Thursday, August 28, 2025

Getting Pickled



I planted the cucumbers and string beans later than the veggie starts, but they are producing quite well now...well enough to pickle some of the harvest.



Pickled Cucumber Spears are delicious and mine have kept their crunch in the past. Haven't tried the ones that I pickled about 5 days ago, but hope to try them this weekend. The Dilly Beans that I made this year use the same brine as the cucumber spears and should be equally delicious. The brine is pretty simple; water, apple cider vinegar, sea salt and a bit of sugar, boiled together until the salt and sugar dissolve. Probably the most difficult part is picking all those beans, and a little difficult is dipping the glass jars and the lids in boiling water and then draining them, before adding the produce, dill and peppercorns. This time the most difficult thing was finding the right sized jars and their lids! Pint sized canning jars with a wide mouth work best, but you can use other sizes, too. I had a jar I'd save that was just as tall, but thinner. It held fewer beans, but will make a nice gift. 

Remember, these are refrigerator pickles, so they don't last forever. If you're gifting them, give them after you have shaken them daily for about 5-7 days.

If you can harvest or purchase really fresh pickling cucumbers and long, thin string beans, do try this recipe. It's a great way to add some nice pickles to your meals, plus it keeps the harvest. That's a good thing when your veggies produce a lot, all at once!

Dill Pickle Spears

Fresh pickling cucumbers, washed under cold water and drained
fresh dill
a few black peppercorns, whole
brine

For the brine:
1/2 cup apple cider vinegar
1/2 cup water
1 tablespoon sea salt
1 teaspoon granulated sugar 

Trim the ends off the cucumbers and cut into spears by cutting in half lengthwise, then cutting each half in half lengthwise.

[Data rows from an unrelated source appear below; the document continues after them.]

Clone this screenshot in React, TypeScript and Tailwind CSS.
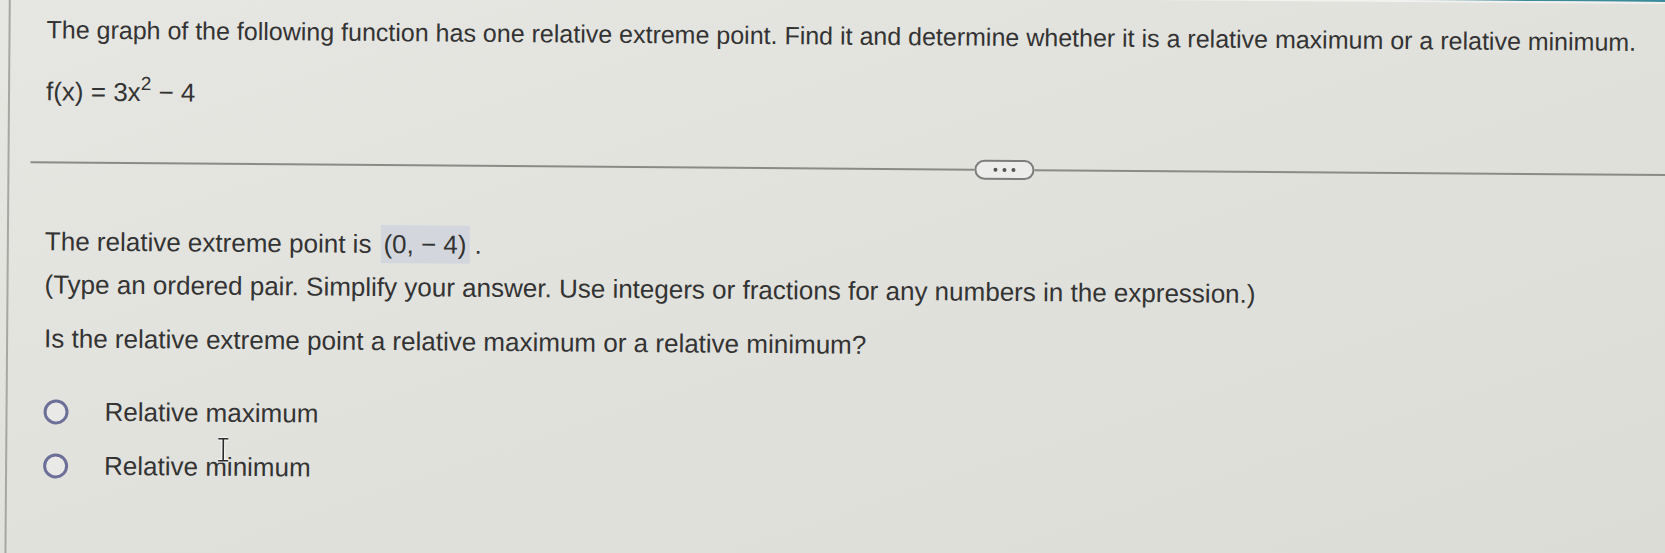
import React from "react";

function Radio({ label, cursor }: { label: string; cursor?: boolean }) {
  return (
    <div className="flex h-[30px] items-center pl-[36px]">
      <div className="h-[25px] w-[25px] shrink-0 rounded-full border-[3px] border-[#6c6f98] bg-[#e9e9e7]" />
      <span className="relative ml-[36px] whitespace-nowrap">
        {label}
        {cursor && (
          <svg
            className="absolute left-[111px] top-[-15px]"
            width="16"
            height="26"
            viewBox="0 0 16 26"
          >
            <path d="M3 2h10M8 2v22M3 24h10" stroke="#f3f3f1" strokeWidth="4" fill="none" />
            <path d="M3 2h10M8 2v22M3 24h10" stroke="#2a2a2a" strokeWidth="1.6" fill="none" />
          </svg>
        )}
      </span>
    </div>
  );
}

export default function App() {
  return (
    <div className="h-[553px] w-[1665px] overflow-hidden bg-linear-to-br from-[#e6e6e2] to-[#dcdcd7] font-['Liberation_Sans',Arial,sans-serif] text-[26px] leading-[30px] text-[#333333]">
      <div className="-mt-[29px] w-[1780px] origin-top-left rotate-[0.45deg]">
        <div className="h-[18px] bg-[#3b8b9b]" />
        <div className="h-[2px] bg-[#f1f1ef]" />
        <div className="ml-[9px] h-[640px] border-l-2 border-[#a6a6a3]">
          <div className="whitespace-nowrap pl-[36px] pt-[23px] text-[25px]">
            The graph of the following function has one relative extreme point. Find it and determine whether it is a relative maximum or a relative minimum.
          </div>
          <div className="mt-[29px] whitespace-nowrap pl-[36px]">
            f(x) = 3x<span className="align-[11px] text-[19px] leading-none">2</span> − 4
          </div>
          <div className="mt-[46px] flex h-[20px] items-center pl-[21px]">
            <div className="h-[2px] w-[944px] bg-[#8a8a87]" />
            <div className="flex h-[20px] w-[60px] shrink-0 items-center justify-center gap-[5px] rounded-full border-2 border-[#7d7d7b] bg-[#ececea]">
              <span className="h-[4px] w-[4px] rounded-full bg-[#555555]" />
              <span className="h-[4px] w-[4px] rounded-full bg-[#555555]" />
              <span className="h-[4px] w-[4px] rounded-full bg-[#555555]" />
            </div>
            <div className="h-[2px] flex-1 bg-[#8a8a87]" />
          </div>
          <div className="mt-[50px] flex h-[38px] items-center whitespace-nowrap pl-[36px]">
            <span>The relative extreme point is</span>
            <span className="ml-[9px] flex h-[38px] items-center bg-[#d3d7dd] px-[3px]">(0, − 4)</span>
            <span className="ml-[5px]">.</span>
          </div>
          <div className="mt-[9px] whitespace-nowrap pl-[36px]">
            (Type an ordered pair. Simplify your answer. Use integers or fractions for any numbers in the expression.)
          </div>
          <div className="mt-[24px] whitespace-nowrap pl-[36px]">
            Is the relative extreme point a relative maximum or a relative minimum?
          </div>
          <div className="mt-[43px]">
            <Radio label="Relative maximum" />
          </div>
          <div className="mt-[24px]">
            <Radio label="Relative minimum" cursor />
          </div>
        </div>
      </div>
    </div>
  );
}
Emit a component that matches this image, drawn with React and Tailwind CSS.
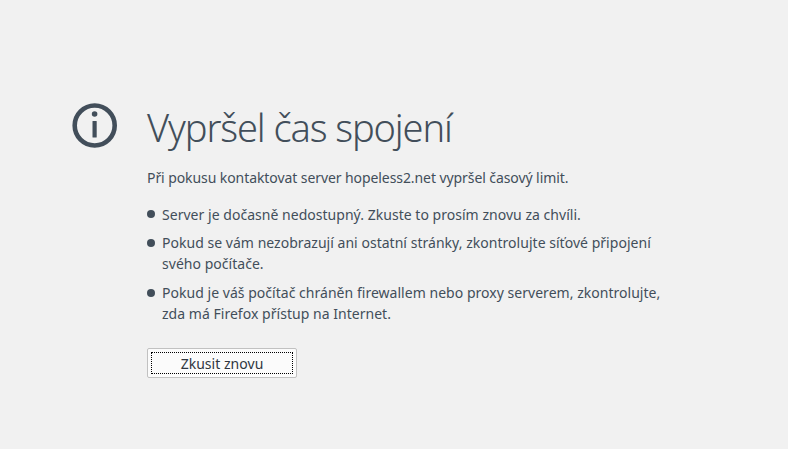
export default function App() {
  return (
    <div className="min-h-screen bg-[#f1f1f1] text-[#424e5a] font-['Noto_Sans',sans-serif] pt-[103px] pl-[72px]">
      <div className="flex">
        <svg width="46" height="46" viewBox="0 0 46 46" className="shrink-0 mr-[29px]">
          <circle cx="22.700" cy="22.500" r="20" fill="none" stroke="#424e5a" strokeWidth="4.600" />
          <circle cx="22.600" cy="11" r="2.800" fill="#424e5a" />
          <rect x="20.500" y="18" width="4.200" height="16.500" rx="0.500" fill="#424e5a" />
        </svg>
        <div className="w-[520px]">
          <h1 className="-mt-[1px] text-[38px] leading-[50px] font-light tracking-[-1.1px] whitespace-nowrap">Vypršel čas spojení</h1>
          <p className="mt-[15px] text-[14px] leading-[21px] tracking-[-0.08px] whitespace-nowrap">Při pokusu kontaktovat server hopeless2.net vypršel časový limit.</p>
          <ul className="mt-[16px] text-[14px] leading-[21px] tracking-[0.03px]">
            <li className="flex mb-[7px]">
              <span className="w-[8px] h-[8px] rounded-full bg-[#424e5a] mt-[6px] mr-[7px] shrink-0"></span>
              <span className="whitespace-nowrap">Server je dočasně nedostupný. Zkuste to prosím znovu za chvíli.</span>
            </li>
            <li className="flex mb-[8px]">
              <span className="w-[8px] h-[8px] rounded-full bg-[#424e5a] mt-[7px] mr-[7px] shrink-0"></span>
              <span className="whitespace-nowrap">Pokud se vám nezobrazují ani ostatní stránky, zkontrolujte síťové připojení<br />svého počítače.</span>
            </li>
            <li className="flex">
              <span className="w-[8px] h-[8px] rounded-full bg-[#424e5a] mt-[7px] mr-[7px] shrink-0"></span>
              <span className="whitespace-nowrap">Pokud je váš počítač chráněn firewallem nebo proxy serverem, zkontrolujte,<br />zda má Firefox přístup na Internet.</span>
            </li>
          </ul>
          <button className="mt-[24px] block w-[150px] h-[30px] p-[3px] bg-[#fbfbfb] border border-[#c1c1c1] rounded-[2px]">
            <span className="flex items-center justify-center h-full border border-dotted border-black text-[14px] tracking-[0.03px] text-[#2f3640]">Zkusit znovu</span>
          </button>
        </div>
      </div>
    </div>
  )
}
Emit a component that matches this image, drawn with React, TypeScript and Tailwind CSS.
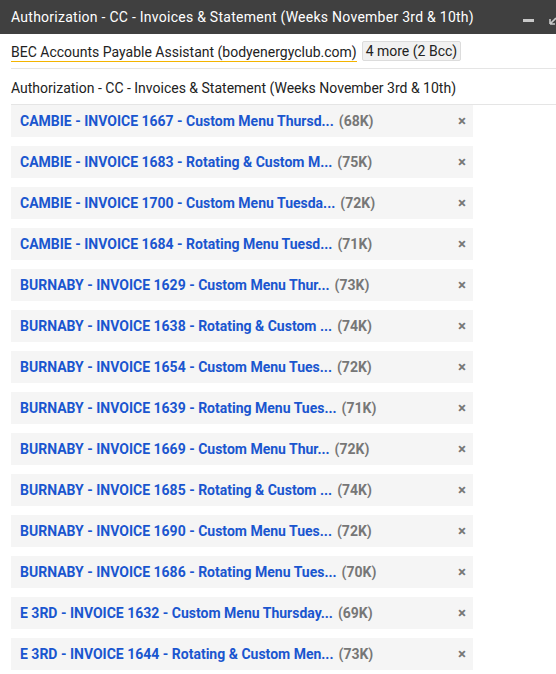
import React from "react"

const files = [
  { name: "CAMBIE - INVOICE 1667 - Custom Menu Thursd...", size: "68K" },
  { name: "CAMBIE - INVOICE 1683 - Rotating & Custom M...", size: "75K" },
  { name: "CAMBIE - INVOICE 1700 - Custom Menu Tuesda...", size: "72K" },
  { name: "CAMBIE - INVOICE 1684 - Rotating Menu Tuesd...", size: "71K" },
  { name: "BURNABY - INVOICE 1629 - Custom Menu Thur...", size: "73K" },
  { name: "BURNABY - INVOICE 1638 - Rotating & Custom ...", size: "74K" },
  { name: "BURNABY - INVOICE 1654 - Custom Menu Tues...", size: "72K" },
  { name: "BURNABY - INVOICE 1639 - Rotating Menu Tues...", size: "71K" },
  { name: "BURNABY - INVOICE 1669 - Custom Menu Thur...", size: "72K" },
  { name: "BURNABY - INVOICE 1685 - Rotating & Custom ...", size: "74K" },
  { name: "BURNABY - INVOICE 1690 - Custom Menu Tues...", size: "72K" },
  { name: "BURNABY - INVOICE 1686 - Rotating Menu Tues...", size: "70K" },
  { name: "E 3RD - INVOICE 1632 - Custom Menu Thursday...", size: "69K" },
  { name: "E 3RD - INVOICE 1644 - Rotating & Custom Men...", size: "73K" },
]

export default function App() {
  return (
    <div className="w-[556px] h-[674px] overflow-hidden bg-white font-['Roboto',sans-serif] text-[14px]">
      {/* Compose header */}
      <div className="h-[34px] bg-[#404040] pl-[11px] flex items-center justify-between">
        <span className="text-white text-[14px] tracking-[0.26px]">
          Authorization - CC - Invoices &amp; Statement (Weeks November 3rd &amp; 10th)
        </span>
        <div className="flex items-center gap-[14px] mr-[-10px]">
          <div className="w-[11px] h-[3px] bg-[#c8c8c8] mt-[6px]" />
          <svg width="18" height="18" viewBox="0 0 18 18" className="text-[#c8c8c8]">
            <path d="M2 16 L8 10 M2 16 L2 11 M2 16 L7 16 M16 2 L10 8 M16 2 L11 2 M16 2 L16 7" stroke="currentColor" strokeWidth="1.6" fill="none" />
          </svg>
        </div>
      </div>

      <div className="pl-[11px]">
        {/* Recipients */}
        <div className="h-[35px] flex items-center gap-[5px] border-b border-[#e5e5e5] text-[#222]">
          <span className="border-b border-[#f4b400] leading-[18px] mt-[3px]">
            BEC Accounts Payable Assistant (bodyenergyclub.com)
          </span>
          <span className="bg-[#f1f1f1] border border-[#dcdcdc] rounded-[2px] px-[3px] leading-[18px]">
            4 more (2 Bcc)
          </span>
        </div>

        {/* Subject */}
        <div className="h-[36px] pt-[3px] flex items-center border-b border-[#e5e5e5] text-[#222]">
          Authorization - CC - Invoices &amp; Statement (Weeks November 3rd &amp; 10th)
        </div>

        {/* Attachments */}
        <div className="w-[462px] flex flex-col gap-[9px]">
          {files.map((f) => (
            <div key={f.name} className="h-[32px] bg-[#f5f5f5] flex items-center pl-[9px] pr-[4px]">
              <span className="font-bold text-[#1a56cf] whitespace-nowrap">{f.name}</span>
              <span className="font-bold text-[#777] ml-[5px]">({f.size})</span>
              <span className="ml-auto w-[14px] text-center font-bold text-[#777] text-[15px]">×</span>
            </div>
          ))}
        </div>
      </div>
    </div>
  )
}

In a clean quart jar place the quartered cucumbers, standing on a cut end, packing them in tight. I used three fairly long cucumbers. Push pieces of the fresh dill down among the quarters and add a few black whole peppercorns to the jar. They will end up at the bottom. That's OK.

In a small pot bring the apple cider vinegar, water, sea salt and sugar to a boil and stir until mixture is boiling and the salt and sugar are dissolved. Pour over the cucumbers in the jar. If liquid doesn't come up to cover the tops of the cucumbers, add enough boiling water to do so.

Let mixture cool. Tap the jar lightly on the counter to dislodge any air bubbles. Once almost room temperature, Seal jar with a tight lid and put into the refrigerator. Every day shake the jar. Keep in the fridge for six or seven days, then open the jar and taste to see if it's pickled enough for you. Jar can be kept in the fridge, tightly closed, for up to three months.




Dilly Beans

The pickled beans are fairly easy to make, but canning is one of those activities where keeping everything clean is essential. I washed the jars and lids in hot soapy water, rinsed them, then put them into boiling water, too, before draining them and then filling the jars with the trimmed beans, dill, and whole peppercorns. The vinegar solution was boiling so I used a metal cup measure to fill the jars with that mixture, then dipped the lids in the boiling water before putting them on top of the jars.

Per Jar: 
3 dill sprigs or 1 dill head
1/8 to 1/4 teaspoon black peppercorns
fresh green beans, young ones preferred

Bring the vinegars, water and salt to a boil in a medium nonreactive pot. Stir to dissolve the salt.

Place dill, garlic, mustard seeds, and peppercorns in each hot jar. (I dipped each clean jar into the boiling water & then drained it right before filling it. Pint canning jars with a two part wide mouth lid is the best.) Trim the ends off the beans and rinse them. Pack the beans into the jars tightly. Make sure there is a half inch headroom and trim the beans so that they will be covered with the brining solution.

Pour boiling brine over the beans. Tap a few times on the counter to dislodge air bubbles, wipe the rims, and seal with the screw bands. Let cool to room temperature, then put in the refrigerator. Shake the jars daily for about a week. Then enjoy. Store in the fridge.

Saturday, August 23, 2025

Potatoes

 

When Sweetie had his birthday in March one of the unusual gifts was a seed potato for a Bodega Red potato, an heirloom variety that was grown in the pioneer days at Bodega Bay.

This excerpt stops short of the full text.